Upon taking into account the three English cases, including Commerzbank, Etihad Airways, and Clearlake Shipping Pte Limited -v- Xiang Da Marine Pte Ltd [2019] EWHC 1536 (Comm), paras.62-64, per Bryan J, which were relied upon by ICBC to support its argument that an AJC was an exclusive jurisdiction clauses even though the creditor has the option of suing in a different overseas jurisdiction, the judge said that she was not able to accept ICBC’s contentions for the following reasons:

(1)    As noted by Cranston J in Comerzbank, the English cases were decided in the context of the Brussels I Regulation recast (BIR recast) and the English court’s comments on the Hague Convention were obiter.

(2)    Unlike the Hague Convention, BIR recast has no definition of exclusive choice of court agreement; specifically, the phrase ‘to the exclusion of other courts’ was missing.

(3)    Context was very important as the scheme under the BIR recast was very different to the Ordinance. In the context of the BIR recast, there was every reason to recognise an AJC as an exclusive jurisdiction clause to determine which court has priority in seising of a matter. The authorities gave rise to certainty and quick resolution of which court should be seised of a matter. Art.3 of the Hague Convention and s.3 of the Ordinance did not purport to deal with the issue over which court has priority to be seised of a matter, but enforcement of a judgment already obtained.

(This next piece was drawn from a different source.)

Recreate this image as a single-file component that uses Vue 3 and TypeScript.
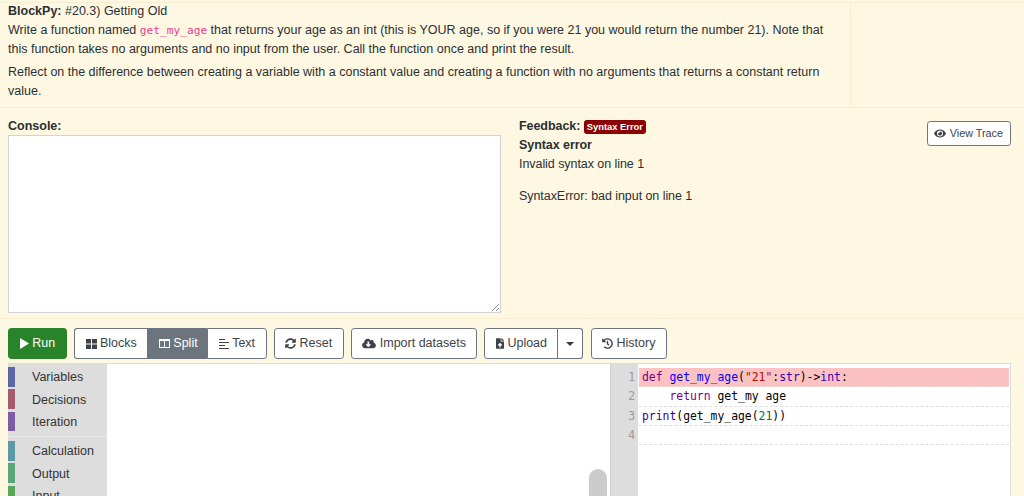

(4)    Even applying the obligation test established in Ethihad Airways (paras. 183-184, per Jacobs J, one asked: whose obligation? The more rational approach was to see whether ICBC, being the plaintiff of an action, had to choose Hong Kong as the exclusive jurisdiction. Here, the answer was a definite no.

The judge noted that when construing a statute, the modern approach was to adopt a purposive approach, having regard to the statute’s context and purpose (Export-Import Bank of China, at para.54). The purpose of the requirement of a choice of court agreement was to minimise the risk of parallel proceedings and to facilitate enforcement by a summary procedure. Despite that, the failure to use the word ‘exclusive’ in a jurisdiction clause was not fatal under s.3(1) of the Ordinance, the judge considered that cl.34.1(c) was inconsistent with the purpose of s.3(1) of the Ordinance. Where ICBC was to be the plaintiff, the jurisdiction was at large, depending on the choice of ICBC. It simply went against the spirit of the 2006 Arrangement when there was no certainty as to jurisdiction in such circumstances.


This was the first application in Hong Kong which was concerned with the interpretation of the meaning of ‘choice of Hong Kong court agreement’ and whether an AJC would be regarded as an exclusive jurisdiction clause under the Ordinance. The significance of this case, as mentioned in the judgment, is that an AJC is commonly adopted in financial documents and the financial institutions as lender would normally be given a flexibility under the AJC to bring proceedings against the borrower. This serves a helpful reminder that an AJC will not be effective under the current statutory regime. Thus, a judgment obtained under the AJC, either from Hong Kong or Mainland Chinese courts, may not be enforceable under the 2006 Arrangement.

Accordingly, it is sensible for the parties to all the financial documents to review if the jurisdiction clause contained therein is an AJC or not. In particular, if the assets of the borrower are mainly in Mainland China, then it is advisable for the lender to revise the AJC to an exclusive jurisdiction clause so as to ensure that a judgment obtained in Hong Kong can be effectively enforced in Mainland China under the 2006 Arrangement. As an alternative, arbitration in Hong Kong may be a more preferred dispute resolution mechanism for a China-related agreement especially because of the Arrangement Concerning Mutual Assistance in Court-ordered Interim Measures in Aid of Arbitral Proceedings by the Courts of the Mainland and the HKSAR (the Interim Measures Arrangement). Under the Interim Measures Arrangement, a party to a Hong Kong-seated arbitration is entitled to seek interim measures, including assets freezing order, from the Mainland Chinese courts in aid of the arbitral proceedings in Hong Kong. A Hong Kong arbitral award can also be easily enforced in Mainland China under the Arrangement Concerning Mutual Enforcement of Arbitral Awards between Mainland and Hong Kong.

It is also worth noting that on 18 January 2019, Hong Kong and Mainland China signed a new document titled ‘the Arrangement on Reciprocal Recognition and Enforcement of Judgments in Civil and Commercial Matters between the Courts of the Mainland and of the Hong Kong SAR’ (the 2019 Arrangement). Under the 2019 Arrangement, there is no requirement of the ‘choice of court agreement’ and the establishment of the jurisdiction under the new regime is much easier, i.e. to show a connection between the dispute and the requesting place, such as place of the defendant’s residence, place of the defendant’s business or place of performance of the contract or tort etc, save for express or deemed agreement. Further, an express agreement in writing to submit to the jurisdiction of the requesting court or by participating in the proceedings in the defence without raising a jurisdictional challenge will also satisfy the jurisdictional test, provided that the requesting court must otherwise have connection with the dispute if both parties have residence in the territory of the requested court. The 2019 Arrangement has not come into effect yet and therefore, the 2006 Arrangement and the present case remain good law in Hong Kong for the time being.